Wednesday, February 19, 2014



The strategy and tactics behind marketing programs have changed dramatically in recent years as firms have dealt with the enormous shift of the “new economy” in their external marketing environment. Changes in economic, technological, political – legal, sociocultural, and competitive environments have compelled marketers to develop new approaches and philosophies. Kotler identifies five major forces of this new economy.
1.                 Digitization and connectivity through Internet, Intranet and mobile services.
2.                 Disintermediation and reintermediation via new middlemen of various sorts.
3.                 Customization and customization through tailored products and by providing customers ingredients to make products themselves.
4.                 Industry convergence through the blurring of industry boundaries.

5.                 New customers and company capabilities.

In the face of tighter budgets and the general demand for greater effectiveness in marketing many marketers are starting to employ more creative and innovative ways to reach out to their target customers. Many have started marketing cooperatively in order to share costs among two or more marketers who are trying to reach the same consumers.

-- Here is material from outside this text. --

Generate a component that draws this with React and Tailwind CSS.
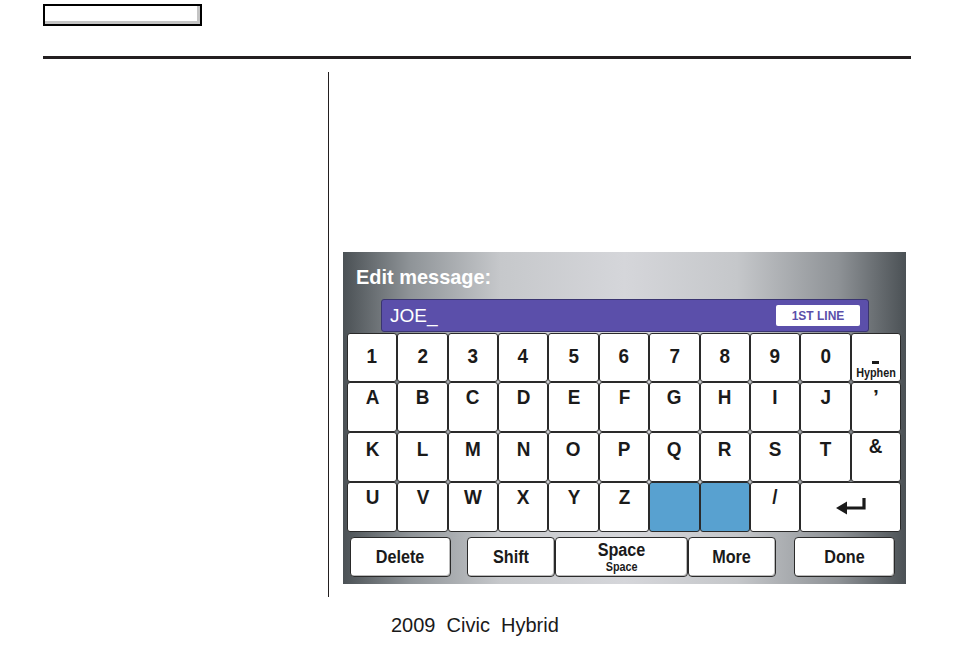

The change in technology and economy are eliciting a new set of beliefs and                     practices on the part of business firms.
1.                From organizing by product units to organizing by customer segments.

2.                 From focusing on Profitable transactions to focusing on customer lifetime value.
3.       From focusing on Just the financial scorecard to focusing also on the marketing scorecard.
4.                 From focusing on shareholders to focusing on stakeholders.

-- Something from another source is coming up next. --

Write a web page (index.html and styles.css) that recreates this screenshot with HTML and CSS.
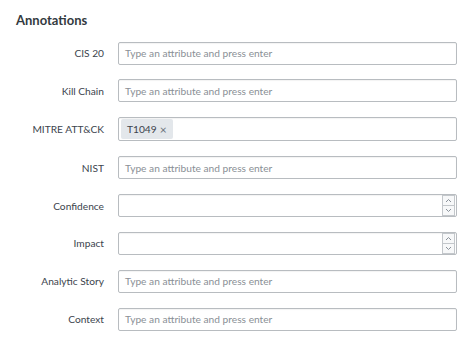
FILE: index.html
```html
<!DOCTYPE html>
<html>
<head>
<meta charset="utf-8">
<link rel="stylesheet" href="styles.css">
</head>
<body>
<div class="panel">
  <h2 class="title">Annotations</h2>
  <div class="form">
    <label class="label">CIS 20</label>
    <div class="field"><span class="ph">Type an attribute and press enter</span></div>

    <label class="label">Kill Chain</label>
    <div class="field"><span class="ph">Type an attribute and press enter</span></div>

    <label class="label">MITRE ATT&amp;CK</label>
    <div class="field chips"><span class="chip">T1049 <span class="x">×</span></span></div>

    <label class="label">NIST</label>
    <div class="field"><span class="ph">Type an attribute and press enter</span></div>

    <label class="label">Confidence</label>
    <div class="field number">
      <span class="spin">
        <span class="btn"><svg width="7" height="5" viewBox="0 0 7 5"><path d="M1 4 L3.5 1.5 L6 4" fill="none" stroke="#8a9199" stroke-width="1"/></svg></span>
        <span class="btn"><svg width="7" height="5" viewBox="0 0 7 5"><path d="M1 1 L3.5 3.5 L6 1" fill="none" stroke="#8a9199" stroke-width="1"/></svg></span>
      </span>
    </div>

    <label class="label">Impact</label>
    <div class="field number">
      <span class="spin">
        <span class="btn"><svg width="7" height="5" viewBox="0 0 7 5"><path d="M1 4 L3.5 1.5 L6 4" fill="none" stroke="#8a9199" stroke-width="1"/></svg></span>
        <span class="btn"><svg width="7" height="5" viewBox="0 0 7 5"><path d="M1 1 L3.5 3.5 L6 1" fill="none" stroke="#8a9199" stroke-width="1"/></svg></span>
      </span>
    </div>

    <label class="label">Analytic Story</label>
    <div class="field"><span class="ph">Type an attribute and press enter</span></div>

    <label class="label">Context</label>
    <div class="field"><span class="ph">Type an attribute and press enter</span></div>
  </div>
</div>
</body>
</html>
```
FILE: styles.css
```css
html, body {
  margin: 0;
  padding: 0;
  background: #ffffff;
}
body {
  font-family: Lato, "Open Sans", "Liberation Sans", sans-serif;
  color: #3c444d;
}
.panel {
  width: 474px;
  height: 352px;
  box-sizing: border-box;
  padding: 11px 17px 0 0;
}
.title {
  margin: 0 0 12.5px 16px;
  font-size: 13px;
  font-weight: 700;
  line-height: 18px;
  color: #333a40;
}
.form {
  display: grid;
  grid-template-columns: 104px 1fr;
  column-gap: 14px;
  row-gap: 14.9px;
  align-items: center;
}
.label {
  text-align: right;
  font-size: 10.2px;
  color: #3c444d;
}
.field {
  height: 23px;
  box-sizing: border-box;
  border: 1px solid #b8bcc0;
  border-radius: 2px;
  background: #fff;
  display: flex;
  align-items: center;
  padding: 0 6px;
  box-shadow: inset 0 1px 1px rgba(0,0,0,0.05);
}
.ph {
  font-size: 10.2px;
  color: #8a9096;
}
.chips {
  height: 24px;
  padding: 0 2px;
}
.chip {
  display: inline-flex;
  align-items: center;
  height: 20px;
  padding: 0 6px 0 6px;
  background: #e3e7eb;
  border-radius: 2px;
  font-size: 10.2px;
  color: #3c444d;
}
.chip .x {
  margin-left: 3px;
  font-size: 12px;
  color: #6b737b;
}
.number {
  justify-content: flex-end;
  padding: 0 1px 0 8px;
}
.spin {
  display: flex;
  flex-direction: column;
  width: 13px;
  height: 21px;
}
.btn {
  flex: 1;
  border: 1px solid #c3c7cb;
  display: flex;
  align-items: center;
  justify-content: center;
  background: #f7f8f9;
}
.btn + .btn {
  border-top: none;
}
```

5.            From marketing does the marketing to everyone does the marketing. Every employee has an impact on the customer and must see the customer as the source of company’s prosperity.
6.                 From building brands through advertising to building brands through performance.
7.                 From focusing on customer acquisition to focusing on customer retention.
8.     From no customer satisfaction measurement to in-depth customer satisfaction measurements.

9.                 From over-promise, under-deliver to under promise, over-deliver.